The sketchbook pages that I was gifted this month riffed off a lovely purple. A royal purple. An incredibly expensive purple, Tyrian purple, a mucous secretion from a humble snail.
I had read about this in Victoria Finlay's wonderful book, Colour: Travels Through the Paintbox. So I started to think about shells and colour. My favourite chapter in the same book had been about the harvesting of lapis lazuli from mysterious caves in remote Afghanistan. We were off to Carrick, in Dumfries and Galloway for New Year and my thoughts were dragged off to the blue hues of the mussel shells that pile up on the beaches there, washed in on rough tides or deposited by gulls after a good feed.
When I looked closely at the real thing, the detail of their patterns amazed me, and I recorded their shapes and colours.
I tried to use some Transfer Artist Paper to print some of my photographs of shell patterns onto paper, so that I could use them as part of a beach collage, but the printer decided to smear ink all over itself and not on the TAP (what did I do wrong,??), so I was left with no more than a couple of quite atmospheric textural smudges that I ironed onto my paper anyway (see lower picture above), that looked a bit like the kind of silt that gets washed up on beaches.
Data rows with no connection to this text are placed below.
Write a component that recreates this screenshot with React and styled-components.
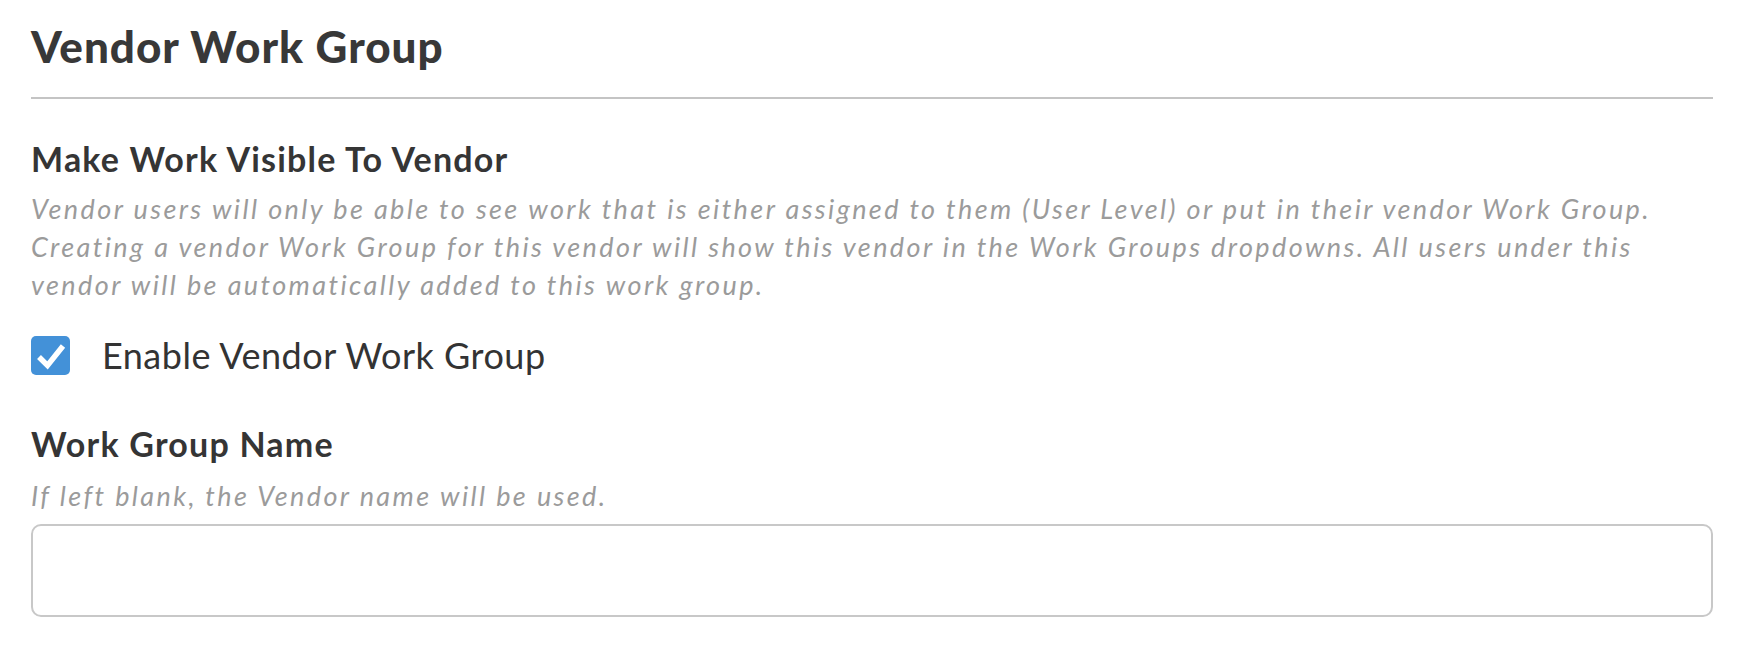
import React, { useState } from "react";
import styled, { createGlobalStyle } from "styled-components";

const GlobalStyle = createGlobalStyle`
  body {
    margin: 0;
    background: #fff;
    font-family: Lato, "Open Sans", Arial, sans-serif;
    color: #333;
  }
`;

const Page = styled.div`
  padding: 21px 31px 0 31px;
`;

const SectionTitle = styled.h1`
  margin: 0;
  font-size: 44px;
  line-height: 50px;
  font-weight: 900;
  letter-spacing: 1px;
  color: #383838;
  padding-bottom: 26px;
  border-bottom: 2px solid #c4c4c4;
`;

const Field = styled.div`
  margin-top: ${(p) => p.top}px;
`;

const Label = styled.div`
  font-size: 34px;
  line-height: 40px;
  font-weight: 700;
  letter-spacing: 1.2px;
  color: #353535;
`;

const Help = styled.p`
  margin: ${(p) => p.gap || 0}px 0 0;
  font-size: 27px;
  line-height: 38px;
  font-style: italic;
  letter-spacing: 2.4px;
  color: #9b9b9b;
`;

const CheckRow = styled.label`
  display: flex;
  align-items: center;
  gap: 32px;
  margin-top: 31px;
  cursor: pointer;
`;

const Box = styled.span`
  box-sizing: border-box;
  width: 39px;
  height: 39px;
  border-radius: 5px;
  background: ${(p) => (p.checked ? "#4391d8" : "#fff")};
  border: ${(p) => (p.checked ? "none" : "2px solid #c8c8c8")};
  display: flex;
  flex-shrink: 0;
`;

const CheckText = styled.span`
  font-size: 36px;
  line-height: 40px;
  letter-spacing: 0.5px;
  color: #333;
`;

const TextInput = styled.input`
  display: block;
  box-sizing: border-box;
  width: 100%;
  height: 93px;
  margin-top: 9px;
  border: 2px solid #c8c8c8;
  border-radius: 10px;
  padding: 0 20px;
  font-family: inherit;
  font-size: 28px;
  color: #333;
  outline: none;
`;

const App = () => {
  const [enabled, setEnabled] = useState(true);
  const [name, setName] = useState("");

  return (
    <Page>
      <GlobalStyle />
      <SectionTitle>Vendor Work Group</SectionTitle>

      <Field top={40}>
        <Label>Make Work Visible To Vendor</Label>
        <Help gap={11}>
          Vendor users will only be able to see work that is either assigned to
          them (User Level) or put in their vendor Work Group. Creating a vendor
          Work Group for this vendor will show this vendor in the Work Groups
          dropdowns. All users under this vendor will be automatically added to
          this work group.
        </Help>
        <CheckRow onClick={() => setEnabled(!enabled)}>
          <Box checked={enabled}>
            {enabled && (
              <svg width="39" height="39" viewBox="0 0 39 39">
                <path
                  d="M8 21 L16.5 29.5 L32 10"
                  fill="none"
                  stroke="#fff"
                  strokeWidth="5.5"
                />
              </svg>
            )}
          </Box>
          <CheckText>Enable Vendor Work Group</CheckText>
        </CheckRow>
      </Field>

      <Field top={49}>
        <Label>Work Group Name</Label>
        <Help gap={13}>If left blank, the Vendor name will be used.</Help>
        <TextInput value={name} onChange={(e) => setName(e.target.value)} />
      </Field>
    </Page>
  );
};

export default App;
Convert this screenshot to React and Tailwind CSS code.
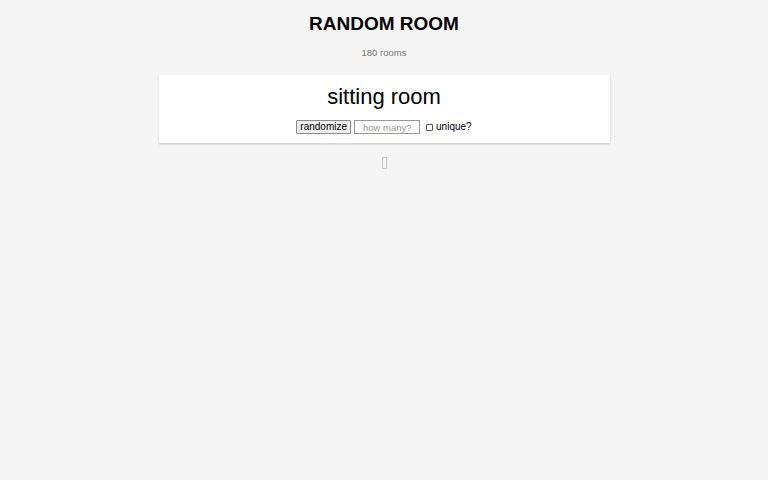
export default function App() {
  return (
    <div className="min-h-[480px] bg-[#f5f5f5] font-['Liberation_Sans',Arial,sans-serif] text-black">
      <div className="flex flex-col items-center pt-[13px]">
        <h1 className="text-[19px] font-bold leading-[22px]">RANDOM ROOM</h1>
        <p className="mt-[12px] text-[9.5px] leading-[12px] text-[#777]">180 rooms</p>

        <div className="mt-[16px] flex w-[451px] flex-col items-center bg-white pt-[9px] pb-[9px] shadow-[0_1px_2px_rgba(0,0,0,0.18)]">
          <div className="text-[22px] leading-[26px]">sitting room</div>
          <div className="mt-[10px] flex items-center text-[10px] leading-[12px]">
            <button className="h-[14px] rounded-[1px] border border-[#8a8a8a] bg-[#efefef] px-[3px] text-[10px] leading-[12px] text-black">
              randomize
            </button>
            <input
              className="ml-[3px] h-[14px] w-[66px] border border-[#999] bg-white pl-[8px] pr-[4px] text-[9.5px] leading-[12px] outline-none placeholder:text-[#999]"
              placeholder="how many?"
            />
            <span className="ml-[6px] h-[7px] w-[7px] rounded-[1px] border border-[#555] bg-white" />
            <span className="ml-[3px]">unique?</span>
          </div>
        </div>

        <div className="mt-[14px] h-[12px] w-[5px] border border-[#c8c8c8]" />
      </div>
    </div>
  );
}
So I had to find something else to collage mussel shapes from and, surprise, surprise, some Gelli plate cast-offs came galloping to the fore again. Yet another reminder never to throw anything vaguely half-decent away...
I wanted to show the shine of a beach in the low sun of a winter afternoon so I experimented with watercolours overlaid with various pearlescent paints and glitters, to see which sparkled most convincingly and ended up with an amalgam of silvers and golds that seemed to work.
If in doubt, I'm trying to remember to have a good old splash about, as long as it's in my 'back book'. After all, that's what it's for. Not only am I not committed to the final piece, but it gives me my workings in a place that I can annotate.
So the piece that I'm passing on is a landscape version of my back book piece, my take on a chilly afternoon in the January sunshine, beachcombing, finding treasure.
Dumfries and Galloway was flooded over New Year.
It was never clear whether we would be marooned each morning that we woke up. But Carrick's completely unspoiled, windswept and beautiful beach never ceased to be an inspiration.